* Task objective:
Scan the data below. Pull out each line where "TypeScript" occurs.

* Records with interface code:
+ + + + + + +

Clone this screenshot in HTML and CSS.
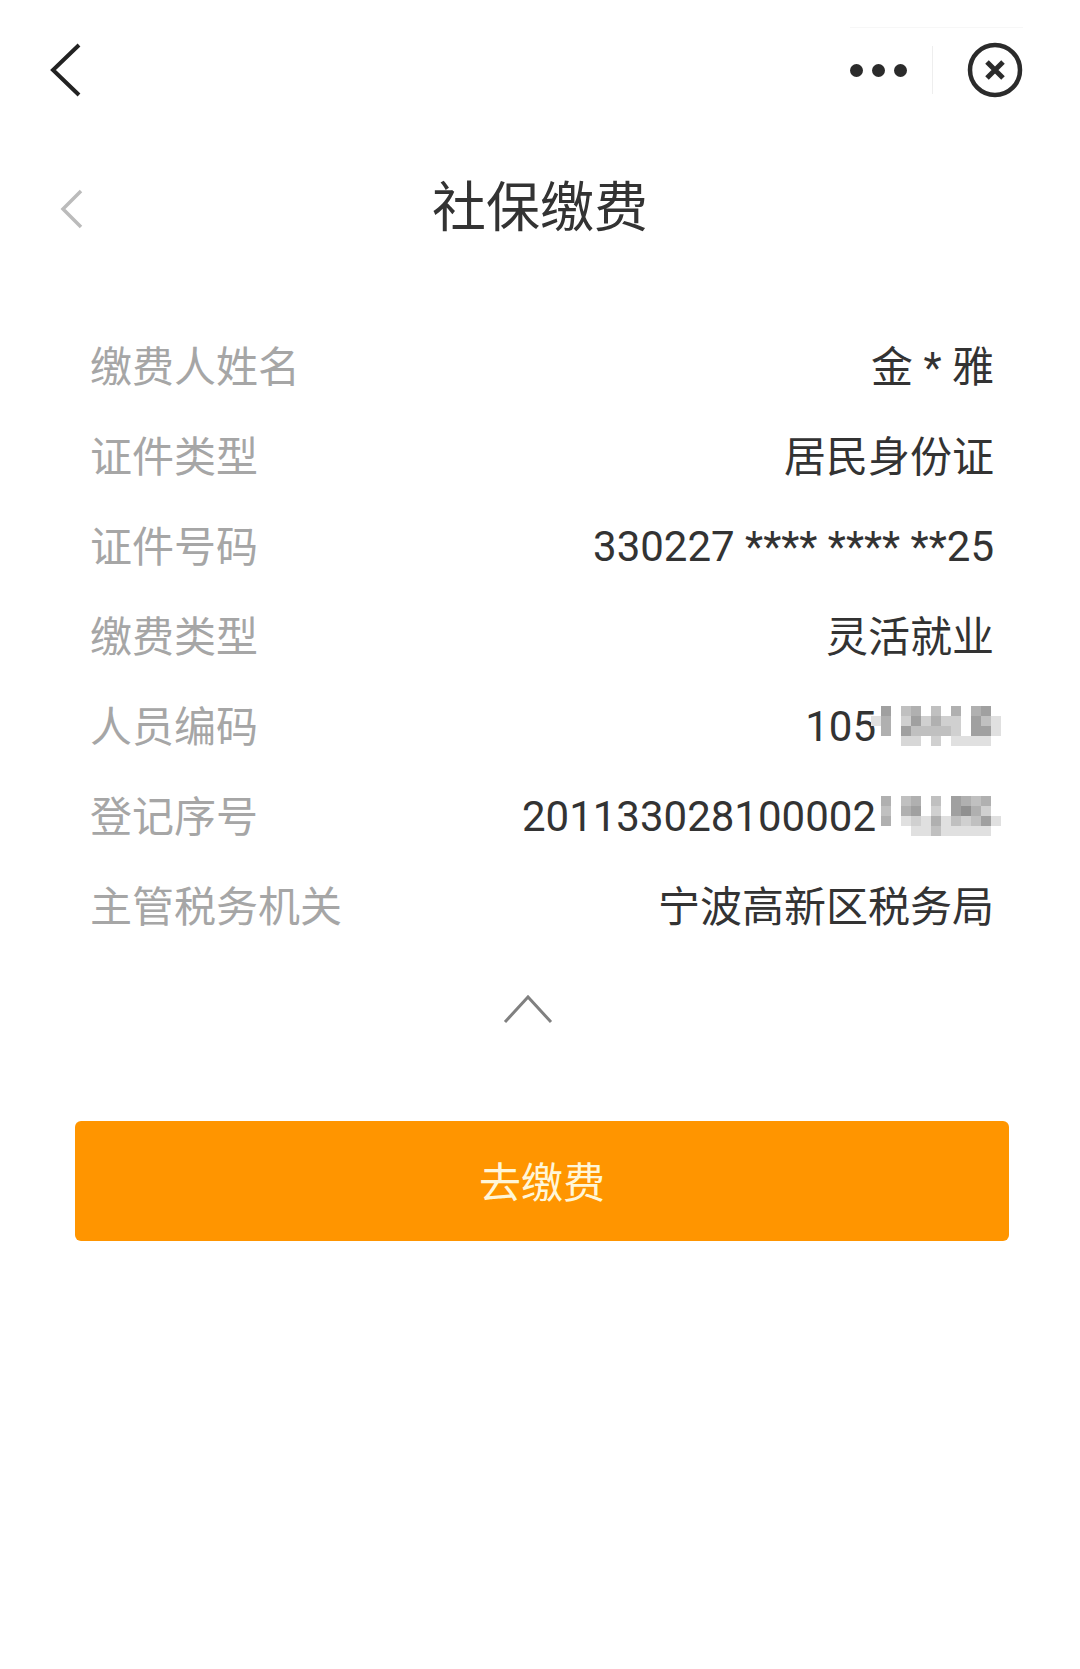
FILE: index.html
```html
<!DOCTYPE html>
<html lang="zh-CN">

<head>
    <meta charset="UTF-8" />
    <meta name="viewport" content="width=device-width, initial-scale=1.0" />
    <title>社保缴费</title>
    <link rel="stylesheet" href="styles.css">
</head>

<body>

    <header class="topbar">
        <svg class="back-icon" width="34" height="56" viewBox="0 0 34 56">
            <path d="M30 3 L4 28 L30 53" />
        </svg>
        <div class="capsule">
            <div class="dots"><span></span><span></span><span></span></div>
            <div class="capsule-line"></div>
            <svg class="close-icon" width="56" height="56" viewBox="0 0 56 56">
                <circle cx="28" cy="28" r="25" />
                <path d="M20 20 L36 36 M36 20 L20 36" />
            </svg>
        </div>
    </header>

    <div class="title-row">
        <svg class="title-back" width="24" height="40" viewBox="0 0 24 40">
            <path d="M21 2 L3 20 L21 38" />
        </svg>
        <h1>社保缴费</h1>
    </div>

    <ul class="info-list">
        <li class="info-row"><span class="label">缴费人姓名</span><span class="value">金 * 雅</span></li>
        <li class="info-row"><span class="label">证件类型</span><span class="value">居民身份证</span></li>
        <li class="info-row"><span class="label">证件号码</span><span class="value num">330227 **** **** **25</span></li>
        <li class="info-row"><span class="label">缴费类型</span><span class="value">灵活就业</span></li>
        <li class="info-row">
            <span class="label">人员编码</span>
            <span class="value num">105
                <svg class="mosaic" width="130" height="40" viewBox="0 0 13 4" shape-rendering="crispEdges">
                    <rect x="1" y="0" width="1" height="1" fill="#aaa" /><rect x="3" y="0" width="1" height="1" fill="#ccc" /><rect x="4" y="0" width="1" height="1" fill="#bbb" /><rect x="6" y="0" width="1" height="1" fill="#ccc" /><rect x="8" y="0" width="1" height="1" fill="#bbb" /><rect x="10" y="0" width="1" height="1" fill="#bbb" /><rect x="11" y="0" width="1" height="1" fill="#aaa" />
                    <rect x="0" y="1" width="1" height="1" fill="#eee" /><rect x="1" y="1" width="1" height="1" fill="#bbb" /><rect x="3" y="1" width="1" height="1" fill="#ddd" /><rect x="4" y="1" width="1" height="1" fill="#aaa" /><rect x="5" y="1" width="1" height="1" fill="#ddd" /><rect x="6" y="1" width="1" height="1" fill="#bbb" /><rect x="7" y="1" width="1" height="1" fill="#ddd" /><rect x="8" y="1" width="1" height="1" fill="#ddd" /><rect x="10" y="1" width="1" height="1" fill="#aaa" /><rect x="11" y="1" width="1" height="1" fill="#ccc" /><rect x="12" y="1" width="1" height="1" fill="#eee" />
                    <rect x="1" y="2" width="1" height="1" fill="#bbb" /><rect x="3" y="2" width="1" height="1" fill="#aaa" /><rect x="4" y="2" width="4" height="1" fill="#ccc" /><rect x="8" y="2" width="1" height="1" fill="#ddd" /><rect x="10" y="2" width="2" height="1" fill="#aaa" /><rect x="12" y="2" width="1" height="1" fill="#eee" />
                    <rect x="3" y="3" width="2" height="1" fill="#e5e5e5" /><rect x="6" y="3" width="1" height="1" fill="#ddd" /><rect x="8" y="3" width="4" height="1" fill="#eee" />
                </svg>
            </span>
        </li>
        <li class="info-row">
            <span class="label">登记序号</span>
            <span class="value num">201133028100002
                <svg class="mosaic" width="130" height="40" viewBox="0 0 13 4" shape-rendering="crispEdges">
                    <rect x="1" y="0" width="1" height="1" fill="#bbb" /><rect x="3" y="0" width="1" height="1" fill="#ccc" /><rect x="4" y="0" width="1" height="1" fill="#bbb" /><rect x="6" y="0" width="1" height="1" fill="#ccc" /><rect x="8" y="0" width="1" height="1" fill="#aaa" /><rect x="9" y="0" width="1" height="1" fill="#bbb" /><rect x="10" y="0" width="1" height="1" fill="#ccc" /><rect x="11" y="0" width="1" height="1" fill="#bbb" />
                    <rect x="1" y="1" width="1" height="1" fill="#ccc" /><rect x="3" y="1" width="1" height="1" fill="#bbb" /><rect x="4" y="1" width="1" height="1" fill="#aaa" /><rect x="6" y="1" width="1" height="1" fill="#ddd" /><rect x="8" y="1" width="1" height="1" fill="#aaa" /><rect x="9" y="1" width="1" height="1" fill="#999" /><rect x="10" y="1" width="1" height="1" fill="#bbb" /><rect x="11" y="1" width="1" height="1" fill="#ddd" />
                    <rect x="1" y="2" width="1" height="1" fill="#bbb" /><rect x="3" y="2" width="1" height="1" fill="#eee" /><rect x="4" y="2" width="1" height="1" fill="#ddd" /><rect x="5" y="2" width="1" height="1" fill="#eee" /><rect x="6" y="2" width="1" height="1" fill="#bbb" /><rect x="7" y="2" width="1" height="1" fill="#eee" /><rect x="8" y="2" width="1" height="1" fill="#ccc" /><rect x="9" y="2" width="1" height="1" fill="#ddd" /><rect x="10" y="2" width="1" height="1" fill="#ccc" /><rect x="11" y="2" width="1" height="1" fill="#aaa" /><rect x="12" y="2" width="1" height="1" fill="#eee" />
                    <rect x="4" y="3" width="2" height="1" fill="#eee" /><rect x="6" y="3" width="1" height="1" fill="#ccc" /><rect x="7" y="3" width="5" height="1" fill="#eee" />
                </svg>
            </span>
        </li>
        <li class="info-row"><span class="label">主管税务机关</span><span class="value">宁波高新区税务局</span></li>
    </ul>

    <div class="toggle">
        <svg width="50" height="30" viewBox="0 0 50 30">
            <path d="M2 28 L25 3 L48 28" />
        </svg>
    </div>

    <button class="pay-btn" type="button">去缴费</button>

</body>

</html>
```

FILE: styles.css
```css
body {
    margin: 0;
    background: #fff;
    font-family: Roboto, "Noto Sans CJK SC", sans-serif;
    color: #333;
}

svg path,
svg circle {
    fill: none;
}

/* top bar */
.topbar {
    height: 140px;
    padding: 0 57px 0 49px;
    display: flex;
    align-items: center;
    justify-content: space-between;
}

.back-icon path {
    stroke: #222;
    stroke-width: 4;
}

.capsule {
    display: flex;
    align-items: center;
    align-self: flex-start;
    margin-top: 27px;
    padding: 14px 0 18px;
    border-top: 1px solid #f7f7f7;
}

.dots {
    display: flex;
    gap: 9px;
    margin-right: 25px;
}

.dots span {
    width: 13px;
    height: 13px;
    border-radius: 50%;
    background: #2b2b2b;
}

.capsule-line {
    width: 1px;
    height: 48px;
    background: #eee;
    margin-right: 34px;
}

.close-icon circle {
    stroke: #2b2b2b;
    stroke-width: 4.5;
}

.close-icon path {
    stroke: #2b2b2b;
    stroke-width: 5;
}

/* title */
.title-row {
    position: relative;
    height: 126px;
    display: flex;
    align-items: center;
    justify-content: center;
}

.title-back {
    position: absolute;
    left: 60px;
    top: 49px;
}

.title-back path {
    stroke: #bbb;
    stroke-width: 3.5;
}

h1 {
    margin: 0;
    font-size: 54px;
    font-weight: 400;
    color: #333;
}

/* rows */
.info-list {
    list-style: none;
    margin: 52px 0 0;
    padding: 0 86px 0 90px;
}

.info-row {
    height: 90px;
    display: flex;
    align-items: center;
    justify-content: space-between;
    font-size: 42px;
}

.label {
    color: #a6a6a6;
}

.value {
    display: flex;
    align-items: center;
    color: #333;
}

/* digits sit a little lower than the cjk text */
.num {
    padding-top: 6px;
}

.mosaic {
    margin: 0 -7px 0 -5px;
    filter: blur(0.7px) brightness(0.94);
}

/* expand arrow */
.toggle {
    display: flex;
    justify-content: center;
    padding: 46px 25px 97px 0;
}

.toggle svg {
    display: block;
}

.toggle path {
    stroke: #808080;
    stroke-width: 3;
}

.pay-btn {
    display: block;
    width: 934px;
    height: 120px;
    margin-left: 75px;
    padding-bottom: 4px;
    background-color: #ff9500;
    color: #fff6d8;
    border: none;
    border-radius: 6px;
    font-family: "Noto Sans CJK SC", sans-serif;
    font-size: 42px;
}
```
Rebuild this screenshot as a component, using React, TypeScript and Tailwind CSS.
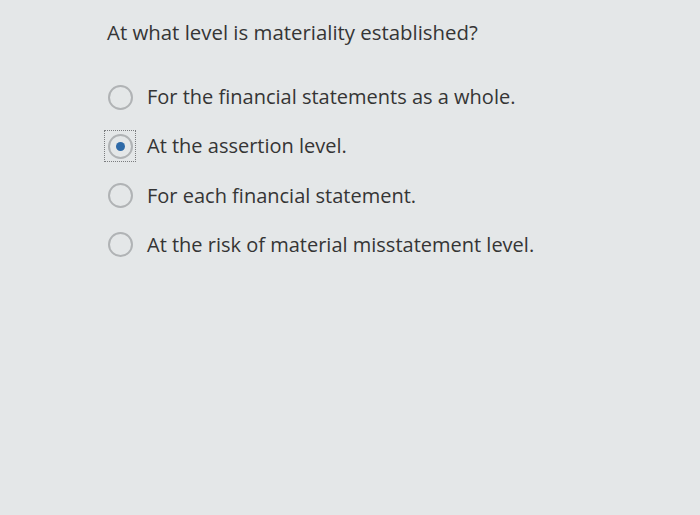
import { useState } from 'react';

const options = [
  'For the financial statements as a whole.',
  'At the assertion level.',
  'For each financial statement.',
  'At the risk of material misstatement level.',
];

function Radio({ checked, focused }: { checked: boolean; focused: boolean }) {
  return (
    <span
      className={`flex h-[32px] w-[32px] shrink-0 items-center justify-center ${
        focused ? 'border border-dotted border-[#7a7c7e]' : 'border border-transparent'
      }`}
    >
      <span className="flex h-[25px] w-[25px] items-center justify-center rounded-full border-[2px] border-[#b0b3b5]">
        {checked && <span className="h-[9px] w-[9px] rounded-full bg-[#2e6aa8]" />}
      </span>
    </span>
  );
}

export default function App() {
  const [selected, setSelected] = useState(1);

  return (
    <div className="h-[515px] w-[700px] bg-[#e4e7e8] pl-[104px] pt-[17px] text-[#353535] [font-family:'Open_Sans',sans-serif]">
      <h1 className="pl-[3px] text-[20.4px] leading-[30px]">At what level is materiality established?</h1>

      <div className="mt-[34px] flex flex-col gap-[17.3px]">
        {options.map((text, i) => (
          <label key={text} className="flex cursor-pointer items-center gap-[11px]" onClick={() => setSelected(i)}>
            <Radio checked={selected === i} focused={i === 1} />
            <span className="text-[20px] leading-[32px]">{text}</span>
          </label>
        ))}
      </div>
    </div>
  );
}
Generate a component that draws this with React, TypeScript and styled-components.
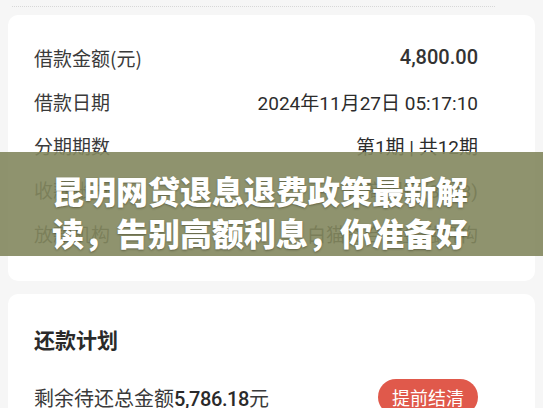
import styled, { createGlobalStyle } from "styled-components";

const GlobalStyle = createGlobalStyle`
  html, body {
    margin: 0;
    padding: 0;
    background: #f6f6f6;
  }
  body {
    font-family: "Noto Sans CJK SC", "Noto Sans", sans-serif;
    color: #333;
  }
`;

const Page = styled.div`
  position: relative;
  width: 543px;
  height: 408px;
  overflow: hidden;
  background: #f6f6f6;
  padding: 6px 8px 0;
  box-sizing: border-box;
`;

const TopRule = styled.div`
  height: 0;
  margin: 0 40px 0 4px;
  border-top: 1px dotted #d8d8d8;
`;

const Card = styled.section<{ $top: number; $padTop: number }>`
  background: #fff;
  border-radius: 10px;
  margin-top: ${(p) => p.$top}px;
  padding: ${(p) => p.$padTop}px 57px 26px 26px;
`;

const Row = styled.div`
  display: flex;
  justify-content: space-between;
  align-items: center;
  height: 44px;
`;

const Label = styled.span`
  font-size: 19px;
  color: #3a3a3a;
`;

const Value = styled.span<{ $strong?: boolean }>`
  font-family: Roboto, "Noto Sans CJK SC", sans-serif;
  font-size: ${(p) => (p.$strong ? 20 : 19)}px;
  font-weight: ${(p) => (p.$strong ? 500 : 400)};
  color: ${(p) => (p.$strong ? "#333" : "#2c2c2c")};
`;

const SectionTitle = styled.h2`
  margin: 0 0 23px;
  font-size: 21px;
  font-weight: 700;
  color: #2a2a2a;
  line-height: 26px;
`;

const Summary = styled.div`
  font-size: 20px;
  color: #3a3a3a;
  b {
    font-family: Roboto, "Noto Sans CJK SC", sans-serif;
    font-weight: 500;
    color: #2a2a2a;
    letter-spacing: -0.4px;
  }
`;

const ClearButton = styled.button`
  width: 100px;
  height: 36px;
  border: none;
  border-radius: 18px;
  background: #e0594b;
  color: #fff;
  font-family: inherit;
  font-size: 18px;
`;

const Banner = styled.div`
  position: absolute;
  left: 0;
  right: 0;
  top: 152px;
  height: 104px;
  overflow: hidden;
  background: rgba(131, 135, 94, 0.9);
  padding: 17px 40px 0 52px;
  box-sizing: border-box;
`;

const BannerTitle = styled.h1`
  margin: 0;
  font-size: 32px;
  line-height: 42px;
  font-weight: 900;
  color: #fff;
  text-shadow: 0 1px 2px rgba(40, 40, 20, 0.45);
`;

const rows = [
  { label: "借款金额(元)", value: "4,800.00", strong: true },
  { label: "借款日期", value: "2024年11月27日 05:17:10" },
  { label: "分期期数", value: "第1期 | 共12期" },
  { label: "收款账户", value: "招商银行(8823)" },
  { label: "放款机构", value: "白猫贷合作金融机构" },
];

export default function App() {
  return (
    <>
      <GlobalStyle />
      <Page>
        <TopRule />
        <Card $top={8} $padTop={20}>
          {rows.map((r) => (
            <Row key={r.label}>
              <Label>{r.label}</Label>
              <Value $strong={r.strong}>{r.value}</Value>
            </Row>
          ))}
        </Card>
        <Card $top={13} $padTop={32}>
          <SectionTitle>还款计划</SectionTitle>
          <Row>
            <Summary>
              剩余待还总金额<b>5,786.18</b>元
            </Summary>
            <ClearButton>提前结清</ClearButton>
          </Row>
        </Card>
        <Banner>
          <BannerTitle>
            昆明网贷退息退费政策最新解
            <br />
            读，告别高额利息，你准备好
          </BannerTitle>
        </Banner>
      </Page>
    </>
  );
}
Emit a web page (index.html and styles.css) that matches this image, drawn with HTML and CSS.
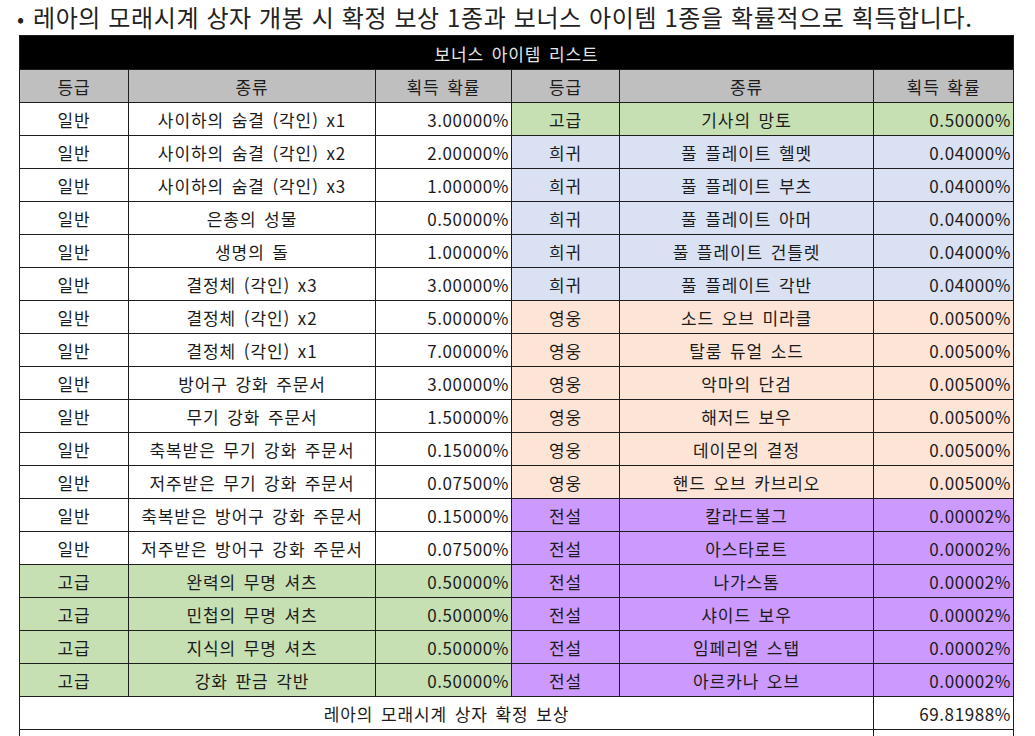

+ + + + + + +

* Output for this task:
Rebuild this screenshot as a component, using React, TypeScript and Tailwind CSS.
Generate a component that draws this with React, TypeScript and styled-components.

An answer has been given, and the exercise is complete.